Communication Studies Professor Wins Fulbright Award
John C. Pollock, professor of communication studies, has been awarded a Fulbright Scholar grant to lecture and conduct research at the University of Belgrano, Buenos Aires, Argentina, during the spring 2010 academic semester.
John C. Pollock, professor of communication studies, has been awarded a Fulbright Scholar grant to lecture and conduct research at the University of Belgrano, Buenos Aires, Argentina, during the spring 2010 academic semester, according to the United States Department of State and the J. William Fulbright Foreign Scholarship Board.
Pollock will teach and carry out research on his project exploring society’s impact on media: linking social inequality in demographic structures of cities or nation-states to coverage of critical issues. Pollock will work with students to help them conduct cross-national research comparing the relation between a variety of national “structural” characteristics (for example, GDP/capita, literacy rate, infant mortality rate) and variations in major newspaper reporting on critical issues such as AIDS, poverty, and healthcare reform.
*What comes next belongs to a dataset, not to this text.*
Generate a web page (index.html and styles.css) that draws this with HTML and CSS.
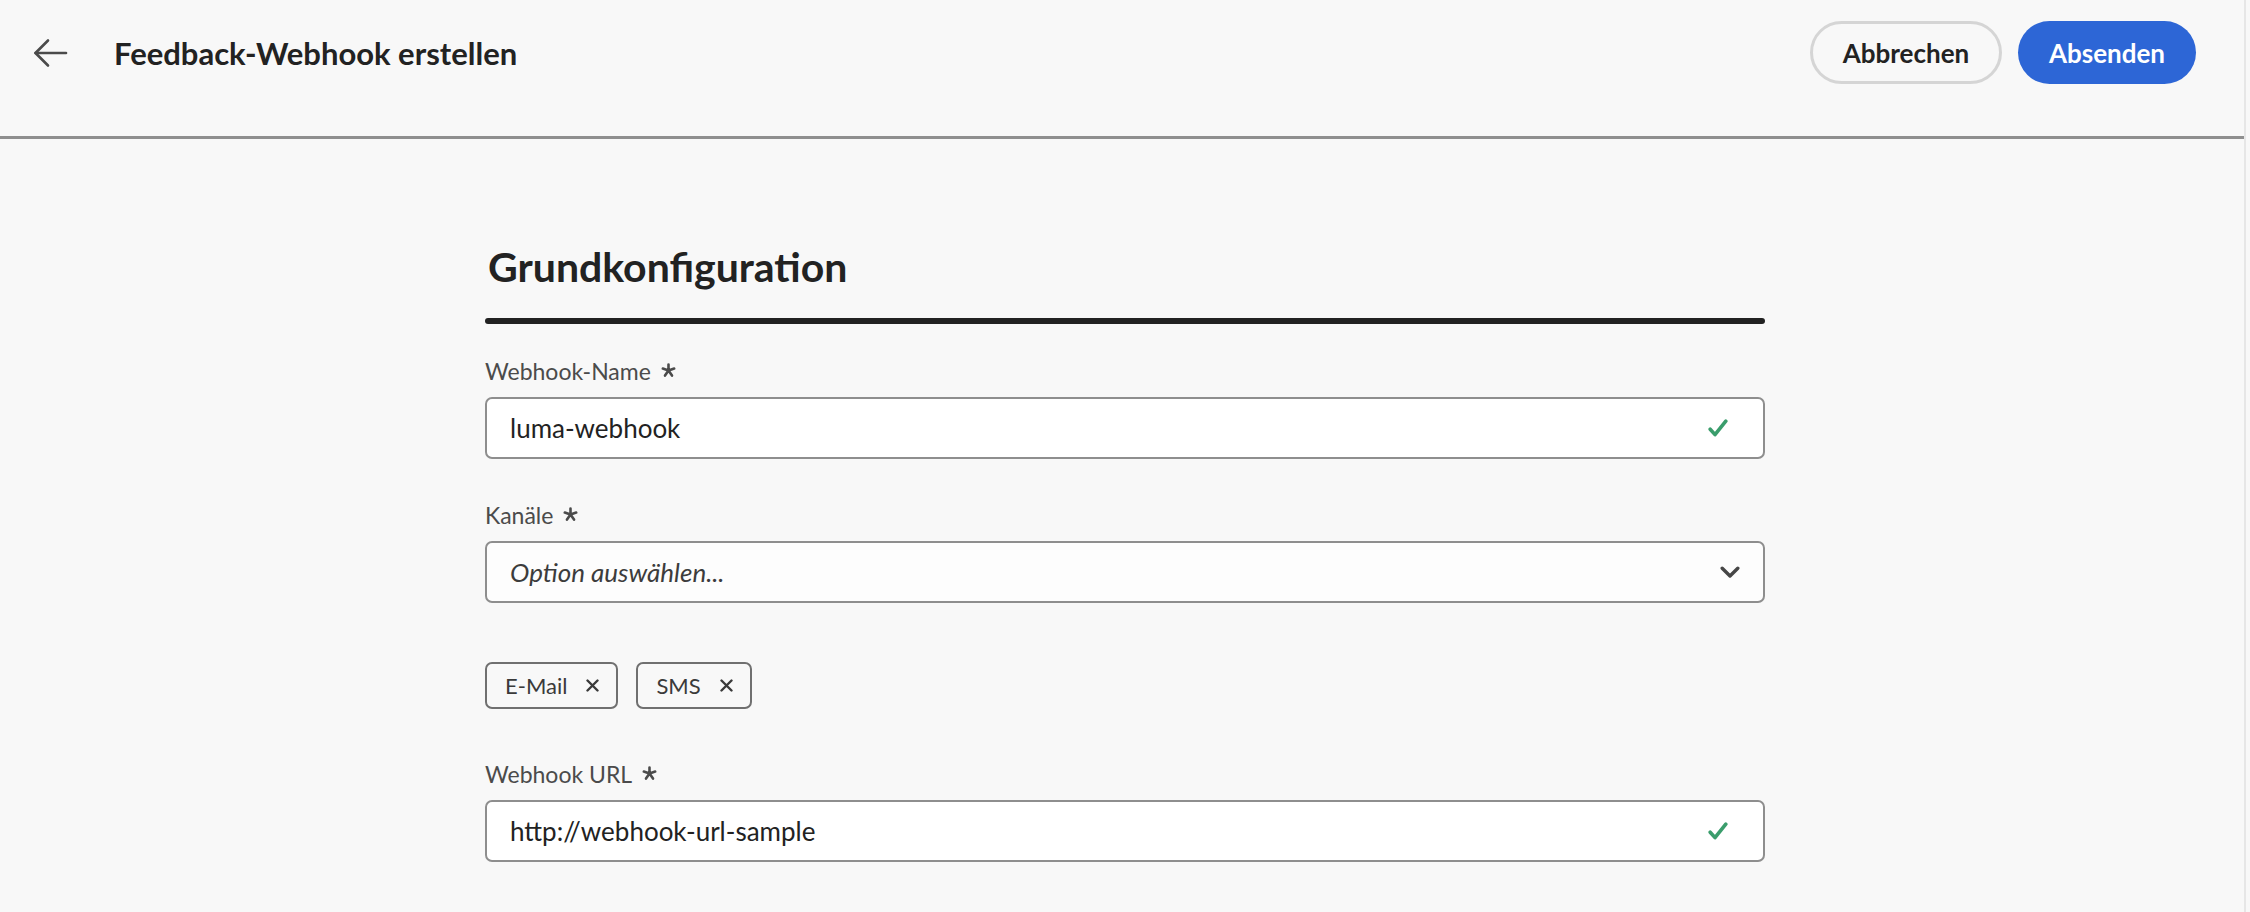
FILE: index.html
```html
<!DOCTYPE html>
<html lang="de">
<head>
<meta charset="utf-8">
<title>Feedback-Webhook erstellen</title>
<link rel="stylesheet" href="styles.css">
</head>
<body>
<div class="app">
  <header class="header">
    <div class="header-left">
      <button class="back" aria-label="Zurück">
        <svg width="35" height="30" viewBox="0 0 35 30" fill="none" stroke="#4b4b4b" stroke-width="2.6" stroke-linecap="round" stroke-linejoin="round">
          <path d="M2.5 15 H33"/>
          <path d="M15 2.5 L2.5 15 L15 27.5"/>
        </svg>
      </button>
      <h1 class="title">Feedback-Webhook erstellen</h1>
    </div>
    <div class="actions">
      <button class="btn btn-secondary">Abbrechen</button>
      <button class="btn btn-primary">Absenden</button>
    </div>
  </header>
  <main class="main">
    <section class="form">
      <h2 class="section-title">Grundkonfiguration</h2>
      <div class="rule"></div>

      <div class="field">
        <label class="label">Webhook-Name <svg class="req" width="15" height="15" viewBox="0 0 15 15" stroke="#4b4b4b" stroke-width="2.6" stroke-linecap="round"><path d="M7.5 1.5 V7.5 M7.5 7.5 L1.8 5.6 M7.5 7.5 L13.2 5.6 M7.5 7.5 L4 12.6 M7.5 7.5 L11 12.6"/></svg></label>
        <div class="input">
          <span class="value">luma-webhook</span>
          <svg class="check" width="20" height="18" viewBox="0 0 20 18" fill="none" stroke="#3a9d6c" stroke-width="3.6" stroke-linecap="round" stroke-linejoin="round"><path d="M2.2 10.2 L7 15.6 L17.8 2.2"/></svg>
        </div>
      </div>

      <div class="field">
        <label class="label">Kanäle <svg class="req" width="15" height="15" viewBox="0 0 15 15" stroke="#4b4b4b" stroke-width="2.6" stroke-linecap="round"><path d="M7.5 1.5 V7.5 M7.5 7.5 L1.8 5.6 M7.5 7.5 L13.2 5.6 M7.5 7.5 L4 12.6 M7.5 7.5 L11 12.6"/></svg></label>
        <div class="input select">
          <span class="placeholder">Option auswählen...</span>
          <svg class="chevron" width="20" height="13" viewBox="0 0 20 13" fill="none" stroke="#464646" stroke-width="3.4" stroke-linecap="round" stroke-linejoin="round"><path d="M2.2 2.2 L10 10 L17.8 2.2"/></svg>
        </div>
      </div>

      <div class="tags">
        <span class="tag">E-Mail <svg class="x" width="13" height="13" viewBox="0 0 13 13" stroke="#3a3a3a" stroke-width="2.4" stroke-linecap="round"><path d="M1.5 1.5 L11.5 11.5 M11.5 1.5 L1.5 11.5"/></svg></span>
        <span class="tag">SMS <svg class="x" width="13" height="13" viewBox="0 0 13 13" stroke="#3a3a3a" stroke-width="2.4" stroke-linecap="round"><path d="M1.5 1.5 L11.5 11.5 M11.5 1.5 L1.5 11.5"/></svg></span>
      </div>

      <div class="field">
        <label class="label">Webhook URL <svg class="req" width="15" height="15" viewBox="0 0 15 15" stroke="#4b4b4b" stroke-width="2.6" stroke-linecap="round"><path d="M7.5 1.5 V7.5 M7.5 7.5 L1.8 5.6 M7.5 7.5 L13.2 5.6 M7.5 7.5 L4 12.6 M7.5 7.5 L11 12.6"/></svg></label>
        <div class="input">
          <span class="value">http://webhook-url-sample</span>
          <svg class="check" width="20" height="18" viewBox="0 0 20 18" fill="none" stroke="#3a9d6c" stroke-width="3.6" stroke-linecap="round" stroke-linejoin="round"><path d="M2.2 10.2 L7 15.6 L17.8 2.2"/></svg>
        </div>
      </div>
    </section>
  </main>
</div>
</body>
</html>
```
FILE: styles.css
```css
* { box-sizing: border-box; }
html, body { margin: 0; padding: 0; }
body {
  background: #f8f8f8;
  font-family: Lato, "Open Sans", sans-serif;
  color: #222222;
}
.app {
  width: 2246px;
  min-height: 912px;
  border-right: 2px solid #e6e6e6;
}
.header {
  height: 139px;
  border-bottom: 3px solid #8f8f8f;
  display: flex;
  justify-content: space-between;
  align-items: flex-start;
  padding: 21px 48px 0 33px;
}
.header-left {
  display: flex;
  align-items: center;
  height: 63px;
}
.back {
  background: none;
  border: 0;
  padding: 0;
  margin: 0;
  width: 35px;
  height: 30px;
  display: flex;
}
.title {
  margin: 0 0 0 46px;
  font-size: 31px;
  font-weight: 700;
  color: #222;
}
.actions {
  display: flex;
  gap: 16px;
}
.btn {
  height: 63px;
  border-radius: 32px;
  font-family: Lato, "Open Sans", sans-serif;
  font-weight: 700;
  font-size: 26px;
  padding: 0;
  display: flex;
  align-items: center;
  justify-content: center;
}
.btn-secondary {
  width: 192px;
  background: transparent;
  border: 3px solid #d5d5d5;
  color: #222;
}
.btn-primary {
  width: 178px;
  background: #2d66d6;
  border: 0;
  color: #fff;
}
.main {
  padding: 103px 0 0 6px;
  display: flex;
  justify-content: center;
}
.form {
  width: 1280px;
  display: flex;
  flex-direction: column;
}
.section-title {
  margin: 0;
  font-size: 41px;
  line-height: 50px;
  font-weight: 700;
  color: #222;
  padding-left: 3px;
}
.rule {
  margin-top: 26px;
  height: 6px;
  border-radius: 3px;
  background: #222;
}
.field {
  display: flex;
  flex-direction: column;
  gap: 13px;
}
.rule + .field { margin-top: 35px; }
.field + .field { margin-top: 44px; }
.label {
  font-size: 23px;
  line-height: 25px;
  color: #4b4b4b;
  display: flex;
  align-items: center;
}
.req {
  margin-left: 10px;
  margin-top: -3px;
  display: block;
}
.input {
  height: 62px;
  border: 2px solid #8e8e8e;
  border-radius: 7px;
  background: #ffffff;
  display: flex;
  align-items: center;
  justify-content: space-between;
  padding: 0 35px 0 23px;
}
.select {
  background: #fdfdfd;
  padding-right: 23px;
}
.value {
  font-size: 26px;
  color: #222;
}
.placeholder {
  font-size: 26px;
  font-style: italic;
  color: #3c3c3c;
}
.tags {
  margin-top: 59px;
  margin-bottom: 53px;
  display: flex;
  gap: 18px;
}
.tag {
  height: 47px;
  border: 2px solid #707070;
  border-radius: 7px;
  display: inline-flex;
  align-items: center;
  gap: 19px;
  padding: 0 17px 0 18px;
  font-size: 22px;
  color: #3a3a3a;
}
.x { display: block; }
```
The title of Pollock’s project replicates the title of his latest book: Tilted Mirrors: Media Alignment with Political and Social Change—A Community Structure Approach.
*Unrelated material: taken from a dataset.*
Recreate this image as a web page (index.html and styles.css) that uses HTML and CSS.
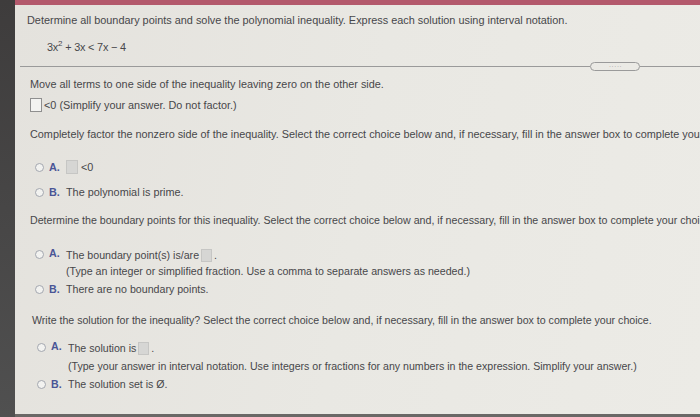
FILE: index.html
```html
<!DOCTYPE html>
<html lang="en">
<head>
<meta charset="utf-8">
<title>Polynomial inequality</title>
<link rel="stylesheet" href="styles.css">
</head>
<body>
<div class="screen">
  <div class="bezel"></div>
  <div class="page">
    <div class="topbar"></div>
    <div class="content">
      <div class="sec s1">
        <p class="line l1">Determine all boundary points and solve the polynomial inequality. Express each solution using interval notation.</p>
        <p class="line eq">3x<sup>2</sup> + 3x &lt; 7x − 4</p>
      </div>
      <div class="divider"><span class="rule short"></span><span class="pill">· · · · ·</span><span class="rule"></span></div>
      <div class="sec s2">
        <p class="line move">Move all terms to one side of the inequality leaving zero on the other side.</p>
        <p class="line simp"><span class="ansbox white"></span>&lt;0 (Simplify your answer. Do not factor.)</p>
        <p class="line q">Completely factor the nonzero side of the inequality. Select the correct choice below and, if necessary, fill in the answer box to complete your choice.</p>
        <div class="choice c1"><span class="radio"></span><span class="lbl">A.</span><span class="ansbox"></span><span>&lt;0</span></div>
        <div class="choice c2"><span class="radio"></span><span class="lbl">B.</span><span>The polynomial is prime.</span></div>
      </div>
      <div class="sec s3">
        <p class="line q q2">Determine the boundary points for this inequality. Select the correct choice below and, if necessary, fill in the answer box to complete your choice.</p>
        <div class="choice c3"><span class="radio"></span><span class="lbl">A.</span><div class="body"><div class="row">The boundary point(s) is/are <span class="ansbox small"></span>.</div><div class="row hint">(Type an integer or simplified fraction. Use a comma to separate answers as needed.)</div></div></div>
        <div class="choice c4"><span class="radio"></span><span class="lbl">B.</span><span>There are no boundary points.</span></div>
      </div>
      <div class="sec s4">
        <p class="line q q3">Write the solution for the inequality? Select the correct choice below and, if necessary, fill in the answer box to complete your choice.</p>
        <div class="choice c5"><span class="radio"></span><span class="lbl">A.</span><div class="body"><div class="row">The solution is <span class="ansbox small"></span>.</div><div class="row hint">(Type your answer in interval notation. Use integers or fractions for any numbers in the expression. Simplify your answer.)</div></div></div>
        <div class="choice c6"><span class="radio"></span><span class="lbl">B.</span><span>The solution set is Ø.</span></div>
      </div>
    </div>
    <div class="bottom"></div>
  </div>
</div>
</body>
</html>
```
FILE: styles.css
```css
html, body {
  margin: 0;
  padding: 0;
  width: 700px;
  height: 417px;
  overflow: hidden;
  background: #e8e6e1;
}
.screen {
  display: flex;
  width: 700px;
  height: 417px;
  font-family: "Liberation Sans", Arial, sans-serif;
  color: #47474a;
  font-size: 11px;
}
.bezel {
  width: 15px;
  flex: none;
  background: linear-gradient(to bottom, #3e3c3c, #505050);
}
.page {
  flex: 1;
  display: flex;
  flex-direction: column;
  background: linear-gradient(100deg, #e4e2dd 0%, #e9e8e3 50%, #ecebe6 100%);
  overflow: hidden;
}
.topbar {
  height: 5px;
  flex: none;
  background: #b3596c;
}
.content {
  flex: 1;
  padding-left: 12px;
  white-space: nowrap;
  overflow: hidden;
}
.s1 { font-size: 10.9px; }
.s2 { font-size: 10.85px; }
.s3 { font-size: 10.65px; }
.s4 { font-size: 10.6px; }
.bottom {
  height: 3px;
  background: #6a6866;
  flex: none;
}
.line {
  margin: 0;
  line-height: 13px;
}
.l1 { margin-top: 9px; }
.eq { margin-top: 14px; padding-left: 20px; letter-spacing: -0.2px; }
.eq sup { font-size: 8px; line-height: 0; }
.divider {
  display: flex;
  align-items: center;
  margin-top: 8px;
  height: 9px;
  margin-left: -7px;
}
.rule { flex: 1; height: 1px; background: #9a9a9a; }
.rule.short { flex: none; width: 570px; }
.pill {
  flex: none;
  width: 48px;
  height: 7px;
  border: 1px solid #9a9a9a;
  border-radius: 5px;
  font-size: 6px;
  line-height: 7px;
  text-align: center;
  color: #777;
  letter-spacing: -0.5px;
}
.move { margin-top: 7px; padding-left: 3px; }
.simp {
  margin-top: 7px;
  padding-left: 3px;
  display: flex;
  align-items: center;
  gap: 2px;
}
.ansbox {
  display: inline-block;
  width: 12px;
  height: 14px;
  background: #d6d6d4;
  border: 1px solid #c6c6c4;
  box-sizing: border-box;
  vertical-align: middle;
}
.ansbox.white {
  background: #f3f3f1;
  border-color: #8f8f8f;
}
.ansbox.small { width: 11px; height: 13px; }
.q { margin-top: 16px; padding-left: 3px; }
.choice {
  display: flex;
  align-items: center;
  padding-left: 8px;
  line-height: 13px;
}
.choice .radio {
  width: 7px;
  height: 7px;
  border: 1.5px solid #a3a7af;
  border-radius: 50%;
  background: #f2f2f0;
  flex: none;
  margin-right: 5px;
}
.choice .lbl {
  color: #4a5596;
  font-weight: bold;
  width: 17px;
  flex: none;
}
.c1 { margin-top: 19px; }
.c1 .ansbox { margin-right: 3px; }
.c2 { margin-top: 12px; }
.q2 { margin-top: 15px; }
.c3 { margin-top: 20px; align-items: flex-start; }
.c3 .radio, .c5 .radio { margin-top: 3px; }
.body .row { line-height: 17px; }
.body .row:first-child { display: flex; align-items: center; gap: 2px; }
.body .hint { line-height: 13px; margin-top: 1px; }
.c4 { margin-top: 5px; }
.q3 { margin-top: 18px; padding-left: 5px; }
.c5 { margin-top: 13px; align-items: flex-start; padding-left: 10px; }
.c5 .hint { margin-top: 3px; }
.c6 { margin-top: 5px; padding-left: 10px; }
```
Pollock is one of approximately 1,100 U.S. faculty and professionals who will travel abroad through the Fulbright U.S. Scholar Program.
The Fulbright Program, America’s flagship international educational exchange program, is sponsored by the United States Department of State, Bureau of Educational and Cultural Affairs. Since its establishment in 1946 under legislation introduced by the late Senator J. William Fulbright of Arkansas, the Fulbright Program has provided approximately 286,500 people—108,160 Americans who have studied, taught, or researched abroad and 178,340 students, scholars and teachers from other countries who have engaged in similar activities in the United States—with the opportunity to observe each others’ political, economic, educational, and cultural institutions, to exchange ideas and to embark on joint ventures of importance to the general welfare of the world’s inhabitants. The Program operates in over 155 countries worldwide.